# [Problem to work on]
Pick out each line with the word "components" from the material that follows.

# [Records to process]
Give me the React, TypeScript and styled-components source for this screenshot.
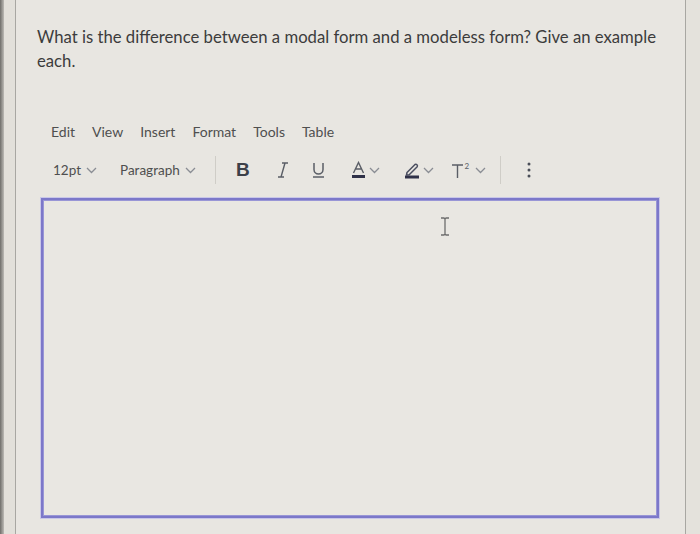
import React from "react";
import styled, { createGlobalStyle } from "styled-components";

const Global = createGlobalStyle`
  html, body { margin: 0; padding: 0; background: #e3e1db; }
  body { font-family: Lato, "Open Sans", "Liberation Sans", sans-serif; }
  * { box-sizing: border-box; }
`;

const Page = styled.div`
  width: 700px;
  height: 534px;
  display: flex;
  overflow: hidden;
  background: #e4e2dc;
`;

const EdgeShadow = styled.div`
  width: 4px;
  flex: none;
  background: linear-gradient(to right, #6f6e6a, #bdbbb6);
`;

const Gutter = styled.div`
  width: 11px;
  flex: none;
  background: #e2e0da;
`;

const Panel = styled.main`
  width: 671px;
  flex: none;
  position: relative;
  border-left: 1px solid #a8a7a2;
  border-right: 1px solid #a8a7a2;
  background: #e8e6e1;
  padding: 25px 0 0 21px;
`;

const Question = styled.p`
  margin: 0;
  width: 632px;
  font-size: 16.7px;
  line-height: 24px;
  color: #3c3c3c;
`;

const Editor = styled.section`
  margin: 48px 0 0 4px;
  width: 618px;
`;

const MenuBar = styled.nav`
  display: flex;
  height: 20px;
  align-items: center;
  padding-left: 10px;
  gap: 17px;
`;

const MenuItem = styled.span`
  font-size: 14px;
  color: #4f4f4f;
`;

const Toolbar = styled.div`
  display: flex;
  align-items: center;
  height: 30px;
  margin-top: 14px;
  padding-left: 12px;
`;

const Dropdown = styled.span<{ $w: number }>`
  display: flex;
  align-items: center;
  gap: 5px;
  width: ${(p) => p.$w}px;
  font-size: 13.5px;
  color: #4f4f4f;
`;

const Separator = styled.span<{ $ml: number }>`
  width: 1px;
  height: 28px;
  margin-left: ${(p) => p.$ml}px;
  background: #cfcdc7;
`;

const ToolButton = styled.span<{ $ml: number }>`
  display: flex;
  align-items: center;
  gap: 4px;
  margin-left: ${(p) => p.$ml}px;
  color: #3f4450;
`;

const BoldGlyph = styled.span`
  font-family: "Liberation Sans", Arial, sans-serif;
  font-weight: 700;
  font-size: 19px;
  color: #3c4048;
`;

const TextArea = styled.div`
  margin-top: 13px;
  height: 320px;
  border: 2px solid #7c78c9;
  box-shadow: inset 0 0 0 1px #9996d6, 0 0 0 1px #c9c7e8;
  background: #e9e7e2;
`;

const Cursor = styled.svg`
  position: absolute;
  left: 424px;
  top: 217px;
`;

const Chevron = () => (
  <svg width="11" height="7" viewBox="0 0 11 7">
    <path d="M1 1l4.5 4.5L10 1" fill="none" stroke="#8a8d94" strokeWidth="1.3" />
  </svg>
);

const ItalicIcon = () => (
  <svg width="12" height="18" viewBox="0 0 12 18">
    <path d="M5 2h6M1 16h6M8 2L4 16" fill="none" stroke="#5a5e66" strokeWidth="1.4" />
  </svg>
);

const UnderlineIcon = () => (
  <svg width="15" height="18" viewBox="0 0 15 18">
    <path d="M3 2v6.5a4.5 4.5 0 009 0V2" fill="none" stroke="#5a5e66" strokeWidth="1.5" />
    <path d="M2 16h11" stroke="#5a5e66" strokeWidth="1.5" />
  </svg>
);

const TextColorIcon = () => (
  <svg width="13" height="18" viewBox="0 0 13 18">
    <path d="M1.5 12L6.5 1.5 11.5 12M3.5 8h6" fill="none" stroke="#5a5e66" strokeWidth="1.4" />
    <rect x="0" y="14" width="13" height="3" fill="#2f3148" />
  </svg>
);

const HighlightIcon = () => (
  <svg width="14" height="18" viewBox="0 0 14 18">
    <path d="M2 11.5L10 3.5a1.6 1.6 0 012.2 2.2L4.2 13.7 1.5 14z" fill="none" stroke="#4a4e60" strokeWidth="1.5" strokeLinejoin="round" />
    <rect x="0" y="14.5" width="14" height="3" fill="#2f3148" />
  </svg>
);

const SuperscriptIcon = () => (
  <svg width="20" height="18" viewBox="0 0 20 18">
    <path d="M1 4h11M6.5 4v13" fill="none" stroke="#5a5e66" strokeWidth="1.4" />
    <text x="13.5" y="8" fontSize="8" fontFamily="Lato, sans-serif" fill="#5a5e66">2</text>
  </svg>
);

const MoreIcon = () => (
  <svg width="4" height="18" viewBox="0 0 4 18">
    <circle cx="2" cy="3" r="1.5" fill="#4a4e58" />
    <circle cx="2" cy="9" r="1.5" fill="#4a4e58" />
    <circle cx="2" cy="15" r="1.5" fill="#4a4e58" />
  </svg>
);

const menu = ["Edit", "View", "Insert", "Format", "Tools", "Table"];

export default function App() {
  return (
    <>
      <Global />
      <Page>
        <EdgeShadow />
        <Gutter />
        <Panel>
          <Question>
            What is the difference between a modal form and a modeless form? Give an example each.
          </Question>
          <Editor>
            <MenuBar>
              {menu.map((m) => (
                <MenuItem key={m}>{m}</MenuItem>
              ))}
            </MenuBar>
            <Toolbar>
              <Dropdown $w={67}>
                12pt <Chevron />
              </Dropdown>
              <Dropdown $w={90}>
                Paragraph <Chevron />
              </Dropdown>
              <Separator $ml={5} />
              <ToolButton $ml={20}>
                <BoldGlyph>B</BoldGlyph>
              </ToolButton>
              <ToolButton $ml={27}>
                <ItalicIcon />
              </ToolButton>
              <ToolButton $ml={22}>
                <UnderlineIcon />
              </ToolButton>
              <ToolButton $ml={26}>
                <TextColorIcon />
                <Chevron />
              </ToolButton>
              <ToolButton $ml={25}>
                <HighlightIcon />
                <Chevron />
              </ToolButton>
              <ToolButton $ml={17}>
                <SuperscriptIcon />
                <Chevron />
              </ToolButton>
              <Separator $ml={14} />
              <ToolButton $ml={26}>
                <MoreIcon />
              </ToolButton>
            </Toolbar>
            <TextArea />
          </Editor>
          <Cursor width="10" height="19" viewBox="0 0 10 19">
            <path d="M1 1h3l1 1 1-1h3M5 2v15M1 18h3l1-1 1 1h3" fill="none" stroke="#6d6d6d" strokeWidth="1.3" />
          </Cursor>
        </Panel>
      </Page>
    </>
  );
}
---
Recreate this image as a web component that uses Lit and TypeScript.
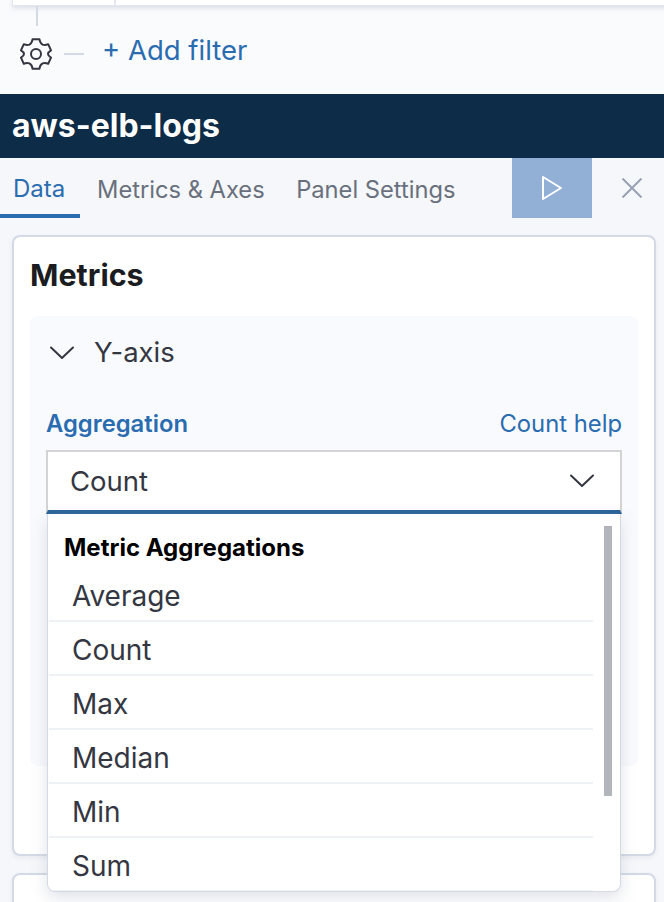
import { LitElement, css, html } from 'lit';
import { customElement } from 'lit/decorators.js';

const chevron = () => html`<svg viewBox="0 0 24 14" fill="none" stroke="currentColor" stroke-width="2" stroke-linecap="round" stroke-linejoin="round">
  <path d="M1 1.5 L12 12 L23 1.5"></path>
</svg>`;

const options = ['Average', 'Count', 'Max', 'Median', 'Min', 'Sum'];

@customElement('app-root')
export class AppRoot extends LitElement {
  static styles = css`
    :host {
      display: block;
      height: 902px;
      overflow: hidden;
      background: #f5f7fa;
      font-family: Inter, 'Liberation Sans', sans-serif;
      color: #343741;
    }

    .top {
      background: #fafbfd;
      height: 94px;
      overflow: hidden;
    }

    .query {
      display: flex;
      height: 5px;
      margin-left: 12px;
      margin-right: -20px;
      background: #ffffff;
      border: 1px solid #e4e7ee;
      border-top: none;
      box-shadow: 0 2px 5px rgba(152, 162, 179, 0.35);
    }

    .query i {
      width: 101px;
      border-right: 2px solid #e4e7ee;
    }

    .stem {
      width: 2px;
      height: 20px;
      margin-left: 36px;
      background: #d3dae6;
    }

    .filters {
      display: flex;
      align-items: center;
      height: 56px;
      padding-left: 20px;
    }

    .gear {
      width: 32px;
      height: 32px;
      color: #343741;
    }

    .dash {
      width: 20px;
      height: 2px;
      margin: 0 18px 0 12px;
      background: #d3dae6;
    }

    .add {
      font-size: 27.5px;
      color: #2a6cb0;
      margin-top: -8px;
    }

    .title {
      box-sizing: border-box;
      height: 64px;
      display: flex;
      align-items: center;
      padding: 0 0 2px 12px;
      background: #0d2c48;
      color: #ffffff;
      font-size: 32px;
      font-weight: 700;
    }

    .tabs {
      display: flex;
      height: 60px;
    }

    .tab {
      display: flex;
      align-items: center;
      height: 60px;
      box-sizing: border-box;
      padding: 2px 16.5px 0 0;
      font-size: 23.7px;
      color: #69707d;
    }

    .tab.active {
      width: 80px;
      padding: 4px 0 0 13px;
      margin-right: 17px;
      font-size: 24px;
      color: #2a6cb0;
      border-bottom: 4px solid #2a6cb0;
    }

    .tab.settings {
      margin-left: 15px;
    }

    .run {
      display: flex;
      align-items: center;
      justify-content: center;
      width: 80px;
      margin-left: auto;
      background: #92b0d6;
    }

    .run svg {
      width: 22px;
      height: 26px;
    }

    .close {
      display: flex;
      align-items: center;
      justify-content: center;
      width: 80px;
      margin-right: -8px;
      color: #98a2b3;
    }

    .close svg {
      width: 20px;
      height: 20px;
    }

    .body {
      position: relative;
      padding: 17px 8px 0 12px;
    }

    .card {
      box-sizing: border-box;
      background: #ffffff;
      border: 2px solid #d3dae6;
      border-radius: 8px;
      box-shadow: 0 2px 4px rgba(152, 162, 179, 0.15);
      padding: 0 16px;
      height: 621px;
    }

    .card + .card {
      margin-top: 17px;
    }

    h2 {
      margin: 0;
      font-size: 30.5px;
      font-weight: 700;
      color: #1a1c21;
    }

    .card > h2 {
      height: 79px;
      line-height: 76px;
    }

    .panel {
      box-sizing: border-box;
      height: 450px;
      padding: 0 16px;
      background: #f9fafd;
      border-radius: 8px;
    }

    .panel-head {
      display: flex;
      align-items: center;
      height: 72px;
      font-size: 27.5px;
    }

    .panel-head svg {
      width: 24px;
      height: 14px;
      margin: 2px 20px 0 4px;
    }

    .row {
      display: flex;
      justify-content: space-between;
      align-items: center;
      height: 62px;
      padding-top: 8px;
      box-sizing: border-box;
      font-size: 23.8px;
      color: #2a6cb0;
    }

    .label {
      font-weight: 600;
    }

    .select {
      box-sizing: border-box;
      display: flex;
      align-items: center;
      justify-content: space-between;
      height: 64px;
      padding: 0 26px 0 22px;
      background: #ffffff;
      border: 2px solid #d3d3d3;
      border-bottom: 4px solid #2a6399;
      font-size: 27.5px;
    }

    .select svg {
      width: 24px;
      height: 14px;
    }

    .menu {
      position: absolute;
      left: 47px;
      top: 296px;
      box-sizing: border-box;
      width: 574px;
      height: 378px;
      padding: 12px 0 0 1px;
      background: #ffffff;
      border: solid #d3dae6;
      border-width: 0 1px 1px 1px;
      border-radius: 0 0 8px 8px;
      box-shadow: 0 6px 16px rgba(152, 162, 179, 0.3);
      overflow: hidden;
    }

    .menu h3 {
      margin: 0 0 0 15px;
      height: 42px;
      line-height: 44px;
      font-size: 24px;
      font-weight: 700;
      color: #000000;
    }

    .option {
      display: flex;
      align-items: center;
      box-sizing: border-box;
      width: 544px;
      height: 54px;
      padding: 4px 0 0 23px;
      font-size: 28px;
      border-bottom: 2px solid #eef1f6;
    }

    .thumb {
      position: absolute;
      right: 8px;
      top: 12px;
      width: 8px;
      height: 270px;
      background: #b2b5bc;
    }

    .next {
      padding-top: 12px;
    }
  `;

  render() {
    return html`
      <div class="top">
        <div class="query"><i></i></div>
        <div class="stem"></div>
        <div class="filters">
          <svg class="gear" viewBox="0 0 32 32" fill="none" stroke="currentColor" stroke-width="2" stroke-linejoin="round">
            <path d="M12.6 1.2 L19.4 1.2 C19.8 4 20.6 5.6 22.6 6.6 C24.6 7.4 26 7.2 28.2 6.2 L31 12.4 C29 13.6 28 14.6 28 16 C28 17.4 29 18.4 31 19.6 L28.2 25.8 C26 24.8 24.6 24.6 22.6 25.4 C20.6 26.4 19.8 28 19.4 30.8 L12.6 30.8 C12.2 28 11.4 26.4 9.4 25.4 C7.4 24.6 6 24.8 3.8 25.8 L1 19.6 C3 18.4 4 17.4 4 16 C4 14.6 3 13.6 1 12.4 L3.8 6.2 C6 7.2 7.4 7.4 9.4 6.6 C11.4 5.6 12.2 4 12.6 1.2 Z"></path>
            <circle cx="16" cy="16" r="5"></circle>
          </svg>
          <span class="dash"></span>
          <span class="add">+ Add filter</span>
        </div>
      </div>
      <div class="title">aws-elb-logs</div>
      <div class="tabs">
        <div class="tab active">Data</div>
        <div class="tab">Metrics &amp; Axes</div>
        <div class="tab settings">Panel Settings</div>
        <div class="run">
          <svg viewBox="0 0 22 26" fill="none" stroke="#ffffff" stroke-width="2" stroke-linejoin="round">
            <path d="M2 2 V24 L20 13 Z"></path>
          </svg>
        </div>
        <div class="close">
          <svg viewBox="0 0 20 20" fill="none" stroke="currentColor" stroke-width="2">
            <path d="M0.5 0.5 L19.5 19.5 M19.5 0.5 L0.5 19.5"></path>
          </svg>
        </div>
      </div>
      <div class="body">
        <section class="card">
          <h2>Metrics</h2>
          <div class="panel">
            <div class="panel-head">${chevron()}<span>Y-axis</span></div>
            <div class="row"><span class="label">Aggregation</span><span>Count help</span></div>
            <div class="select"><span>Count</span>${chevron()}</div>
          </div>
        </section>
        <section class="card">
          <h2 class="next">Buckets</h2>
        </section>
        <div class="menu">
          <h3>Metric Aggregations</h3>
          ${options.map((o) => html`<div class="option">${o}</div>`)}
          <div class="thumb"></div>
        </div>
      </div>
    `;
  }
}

# [Final result]
Give me the React, TypeScript and styled-components source for this screenshot.
import styled, { createGlobalStyle } from "styled-components";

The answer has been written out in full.